The stand-off between the Indian government and Twitter continues to spill on. The Indian government led by Narendra Modi and his Bharatiya Janata Party (BJP) had asked Twitter to take down around 1,700 Twitter accounts because it felt that these accounts were misinforming the Twitter users about the ongoing farmer protests.
However, while Twitter has suspended – on a permanent basis – certain accounts and has restricted some accounts in India, it has refused to bow down to the Indian government’s demand that other accounts be suspended.
The company has said that the government order isn’t in line with the country’s laws.
Twitter vs Indian government
In a blog post, regarding its decision to only suspend a few accounts, Twitter said, “These accounts continue to be available outside of India.
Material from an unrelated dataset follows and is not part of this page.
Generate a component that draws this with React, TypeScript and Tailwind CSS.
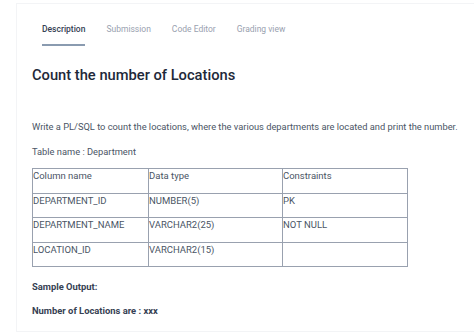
export default function App() {
  const rows = [
    ["Column name", "Data type", "Constraints"],
    ["DEPARTMENT_ID", "NUMBER(5)", "PK"],
    ["DEPARTMENT_NAME", "VARCHAR2(25)", "NOT NULL"],
    ["LOCATION_ID", "VARCHAR2(15)", ""],
  ];
  return (
    <div className="w-[474px] h-[335px] bg-white overflow-hidden font-['Roboto',sans-serif]">
      <div className="ml-4 mt-[3px] h-[329px] border-l border-t border-b border-gray-100 pl-[15px]">
        {/* Tabs */}
        <div className="flex gap-[21px] pl-[10px] pt-[19px] text-[8.5px]">
          <div className="flex flex-col">
            <span className="text-gray-700 font-medium leading-[12px]">Description</span>
            <div className="mt-[9px] h-[2px] bg-[#8a9bb0]" />
          </div>
          <span className="text-gray-400 leading-[12px]">Submission</span>
          <span className="text-gray-400 leading-[12px]">Code Editor</span>
          <span className="text-gray-400 leading-[12px]">Grading view</span>
        </div>

        <h1 className="mt-[19px] text-[14.7px] font-medium text-gray-800 leading-[20px]">
          Count the number of Locations
        </h1>

        <p className="mt-[36px] text-[9.3px] text-gray-600 leading-[12px]">
          Write a PL/SQL to count the locations, where the various departments are located and print the number.
        </p>
        <p className="mt-[13px] text-[9.3px] text-gray-600 leading-[12px]">Table name : Department</p>

        <table className="mt-[10px] border-collapse border-[1.5px] border-gray-500 text-[9.5px] text-gray-600">
          <tbody>
            {rows.map((r, i) => (
              <tr key={i}>
                {r.map((c, j) => (
                  <td
                    key={j}
                    className={`border border-gray-400 align-top h-[24.5px] pt-[1px] px-0 leading-[12px] ${
                      j === 0 ? "w-[116px]" : j === 1 ? "w-[134px]" : "w-[125px]"
                    }`}
                  >
                    {c}
                  </td>
                ))}
              </tr>
            ))}
          </tbody>
        </table>

        <p className="mt-[14px] text-[9.4px] font-bold text-gray-700 leading-[12px]">Sample Output:</p>
        <p className="mt-[12px] text-[9.4px] font-bold text-gray-700 leading-[12px]">Number of Locations are : xxx</p>
      </div>
    </div>
  );
}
Because we do not believe that the actions, we have been directed to take are consistent with Indian law”. In total, around 500 accounts have been suspended by Twitter for wrong information. The company, in its statement, added that it had not stopped accounts of journalists, social activists, news portals and politicians as doing so would contravene its policy of free speech, as regulated by the Indian constitution.
“Because we do not believe that the actions, we have been directed to take are consistent with Indian law, and, in keeping with our principles of defending protected speech and freedom of expression, we have not taken any action on accounts that consist of news media entities, journalists, activists, and politicians.
To do so, we believe, would violate their fundamental right to free expression under Indian law,” said Twitter. However, the Indian government hasn’t backed down either and has sent a legal notice to Twitter. In its legal notice, has threatened to fine Twitter executives and even put them behind bars for a prison term of up to seven years if the company doesn’t comply with its order.
The Modi-led government is facing severe backlash from the farmers’ community and also from the general public for coming up with three new farm bills. The farmers allege that the bills seek to benefit private entities rather than protect their interests.
The government has denied that the farm bills would be disadvantageous to the farmers although the manner in which it passed the bills raised a lot of questions from the country’s opposition parties. Meanwhile farm leaders, social activists and grassroot journalists covering this beat have been majorly using Twitter to put out their reports and dispense information.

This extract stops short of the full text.